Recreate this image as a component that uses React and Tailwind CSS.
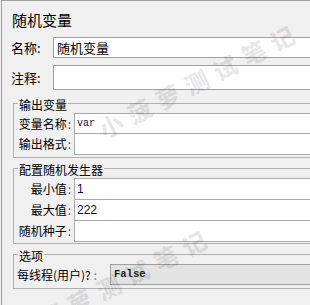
import React from "react";

const CJK = { fontFamily: '"Noto Sans CJK SC", "Noto Sans", sans-serif' };

function Colon() {
  return <span className="text-[#6b3a6b] px-[1px]">:</span>;
}

function Watermark({ cls }) {
  return (
    <div
      className={
        "pointer-events-none absolute -translate-x-1/2 -translate-y-1/2 -rotate-[27deg] whitespace-nowrap text-[24px] font-black tracking-[8px] text-black/[0.09] " +
        cls
      }
    >
      小菠萝测试笔记
    </div>
  );
}

function Row({ label, labelW, children, h, first }) {
  return (
    <div className={"flex items-stretch " + (first ? "" : "-mt-px")}>
      <div className={"flex items-center justify-end pr-[2px] text-[12px] " + labelW}>
        <span>{label}</span>
        <Colon />
      </div>
      <div className={"flex-1 flex items-center border border-[#a9a9a9] bg-white pl-[2px] " + h}>
        {children}
      </div>
    </div>
  );
}

export default function App() {
  return (
    <div className="relative w-[310px] h-[305px] overflow-hidden bg-[#f0f0f0] pl-px text-[#000]" style={CJK}>
      <div className="w-[345px] h-[320px] border-l border-t border-[#a0a0a0]">
        <div className="mt-[9px] pl-[10px] h-[20px] leading-[20px] text-[15px]">随机变量</div>

        <div className="mt-[7px] flex items-center">
          <div className="w-[51px] pl-[9px] text-[13px]">名称:</div>
          <div className="flex-1 h-[21px] border border-[#a0a0a0] bg-white pl-[3px] text-[13px] leading-[19px]">
            随机变量
          </div>
        </div>

        <div className="mt-[7px] flex items-center">
          <div className="w-[51px] pl-[9px] text-[13px]">注释:</div>
          <div className="flex-1 h-[25px] border border-[#a0a0a0] bg-white"></div>
        </div>

        <fieldset className="mt-[3px] ml-[11px] border border-[#b0b0b0] pb-[2px]">
          <legend className="ml-[4px] px-[1px] pt-[4px] text-[12px] leading-[16px]">输出变量</legend>
          <Row label="变量名称" labelW="w-[60px]" h="h-[21px]" first>
            <span className="text-[10px] text-[#101040]" style={{ fontFamily: '"Liberation Mono", monospace' }}>var</span>
          </Row>
          <Row label="输出格式" labelW="w-[60px]" h="h-[22px]"></Row>
        </fieldset>

        <fieldset className="ml-[11px] border border-[#b0b0b0] pb-[1px]">
          <legend className="ml-[4px] px-[1px] pt-[4px] text-[12px] leading-[16px]">配置随机发生器</legend>
          <Row label="最小值" labelW="w-[60px]" h="h-[22px]" first>
            <span className="text-[12px] text-[#101040]" style={{ fontFamily: '"Liberation Sans", sans-serif' }}>1</span>
          </Row>
          <Row label="最大值" labelW="w-[60px]" h="h-[22px]">
            <span className="text-[12px] text-[#101040]" style={{ fontFamily: '"Liberation Sans", sans-serif' }}>222</span>
          </Row>
          <Row label="随机种子" labelW="w-[60px]" h="h-[22px]"></Row>
        </fieldset>

        <fieldset className="ml-[11px] border border-[#b0b0b0] pb-[3px]">
          <legend className="ml-[4px] px-[1px] pt-[4px] text-[12px] leading-[16px]">选项</legend>
          <div className="flex items-stretch">
            <div className="w-[96px] pl-[3px] flex items-center text-[12px]">
              <span>每线程(用户)?</span>
              <span className="text-[#777] pl-[3px]">:</span>
            </div>
            <div className="flex-1 h-[21px] flex items-center border border-[#a0a0a0] bg-[#e3e3e3] pl-[3px]">
              <span className="text-[10.5px] font-bold text-[#202020]" style={{ fontFamily: '"Liberation Mono", monospace' }}>False</span>
            </div>
          </div>
        </fieldset>
      </div>

      <Watermark cls="left-[200px] top-[80px]" />
      <Watermark cls="left-[112px] top-[285px]" />
      <Watermark cls="left-[-78px] top-[14px]" />
    </div>
  );
}
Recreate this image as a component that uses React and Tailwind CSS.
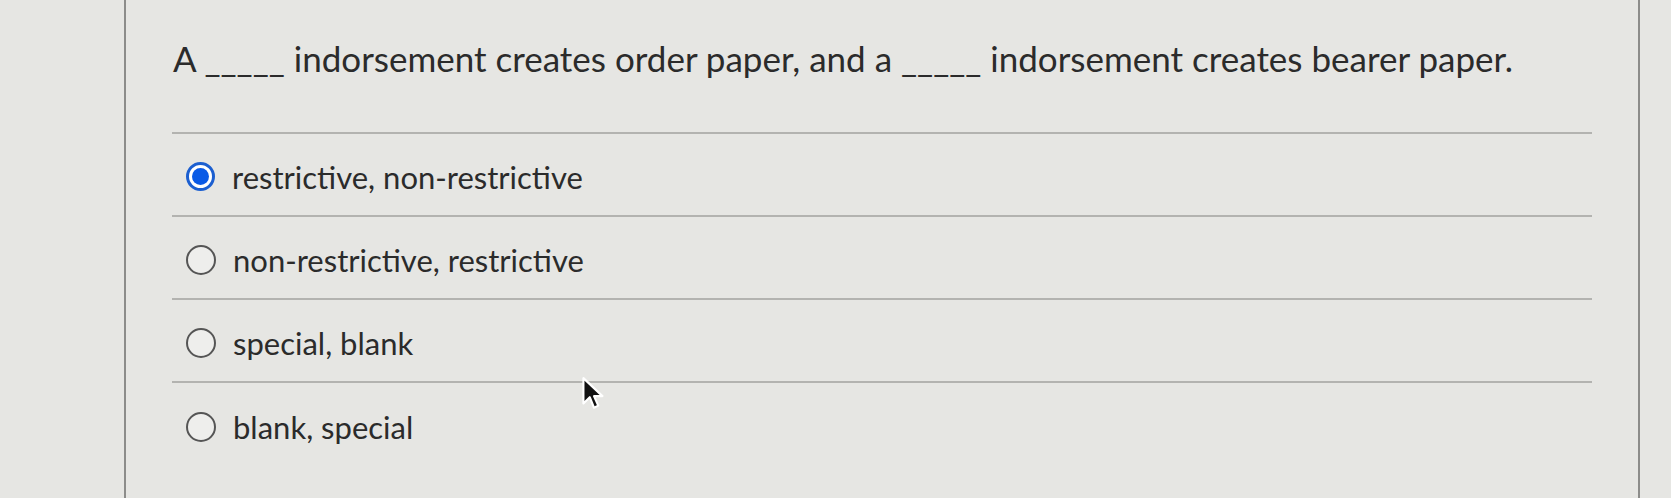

::::

* [Task instructions]
Reproduce the listing above exactly, excluding all pictures.

* [Response]
Recreate this image as a component that uses React and Tailwind CSS.
import React from "react";

const CJK = { fontFamily: '"Noto Sans CJK SC", "Noto Sans", sans-serif' };

function Colon() {
  return <span className="text-[#6b3a6b] px-[1px]">:</span>;
}

function Watermark({ cls }) {
  return (
    <div
      className={
        "pointer-events-none absolute -translate-x-1/2 -translate-y-1/2 -rotate-[27deg] whitespace-nowrap text-[24px] font-black tracking-[8px] text-black/[0.09] " +
        cls
      }
    >
      小菠萝测试笔记
    </div>
  );
}

function Row({ label, labelW, children, h, first }) {
  return (
    <div className={"flex items-stretch " + (first ? "" : "-mt-px")}>
      <div className={"flex items-center justify-end pr-[2px] text-[12px] " + labelW}>
        <span>{label}</span>
        <Colon />
      </div>
      <div className={"flex-1 flex items-center border border-[#a9a9a9] bg-white pl-[2px] " + h}>
        {children}
      </div>
    </div>
  );
}

export default function App() {
  return (
    <div className="relative w-[310px] h-[305px] overflow-hidden bg-[#f0f0f0] pl-px text-[#000]" style={CJK}>
      <div className="w-[345px] h-[320px] border-l border-t border-[#a0a0a0]">
        <div className="mt-[9px] pl-[10px] h-[20px] leading-[20px] text-[15px]">随机变量</div>

        <div className="mt-[7px] flex items-center">
          <div className="w-[51px] pl-[9px] text-[13px]">名称:</div>
          <div className="flex-1 h-[21px] border border-[#a0a0a0] bg-white pl-[3px] text-[13px] leading-[19px]">
            随机变量
          </div>
        </div>

        <div className="mt-[7px] flex items-center">
          <div className="w-[51px] pl-[9px] text-[13px]">注释:</div>
          <div className="flex-1 h-[25px] border border-[#a0a0a0] bg-white"></div>
        </div>

        <fieldset className="mt-[3px] ml-[11px] border border-[#b0b0b0] pb-[2px]">
          <legend className="ml-[4px] px-[1px] pt-[4px] text-[12px] leading-[16px]">输出变量</legend>
          <Row label="变量名称" labelW="w-[60px]" h="h-[21px]" first>
            <span className="text-[10px] text-[#101040]" style={{ fontFamily: '"Liberation Mono", monospace' }}>var</span>
          </Row>
          <Row label="输出格式" labelW="w-[60px]" h="h-[22px]"></Row>
        </fieldset>

        <fieldset className="ml-[11px] border border-[#b0b0b0] pb-[1px]">
          <legend className="ml-[4px] px-[1px] pt-[4px] text-[12px] leading-[16px]">配置随机发生器</legend>
          <Row label="最小值" labelW="w-[60px]" h="h-[22px]" first>
            <span className="text-[12px] text-[#101040]" style={{ fontFamily: '"Liberation Sans", sans-serif' }}>1</span>
          </Row>
          <Row label="最大值" labelW="w-[60px]" h="h-[22px]">
            <span className="text-[12px] text-[#101040]" style={{ fontFamily: '"Liberation Sans", sans-serif' }}>222</span>
          </Row>
          <Row label="随机种子" labelW="w-[60px]" h="h-[22px]"></Row>
        </fieldset>

        <fieldset className="ml-[11px] border border-[#b0b0b0] pb-[3px]">
          <legend className="ml-[4px] px-[1px] pt-[4px] text-[12px] leading-[16px]">选项</legend>
          <div className="flex items-stretch">
            <div className="w-[96px] pl-[3px] flex items-center text-[12px]">
              <span>每线程(用户)?</span>
              <span className="text-[#777] pl-[3px]">:</span>
            </div>
            <div className="flex-1 h-[21px] flex items-center border border-[#a0a0a0] bg-[#e3e3e3] pl-[3px]">
              <span className="text-[10.5px] font-bold text-[#202020]" style={{ fontFamily: '"Liberation Mono", monospace' }}>False</span>
            </div>
          </div>
        </fieldset>
      </div>

      <Watermark cls="left-[200px] top-[80px]" />
      <Watermark cls="left-[112px] top-[285px]" />
      <Watermark cls="left-[-78px] top-[14px]" />
    </div>
  );
}
Recreate this image as a component that uses React and Tailwind CSS.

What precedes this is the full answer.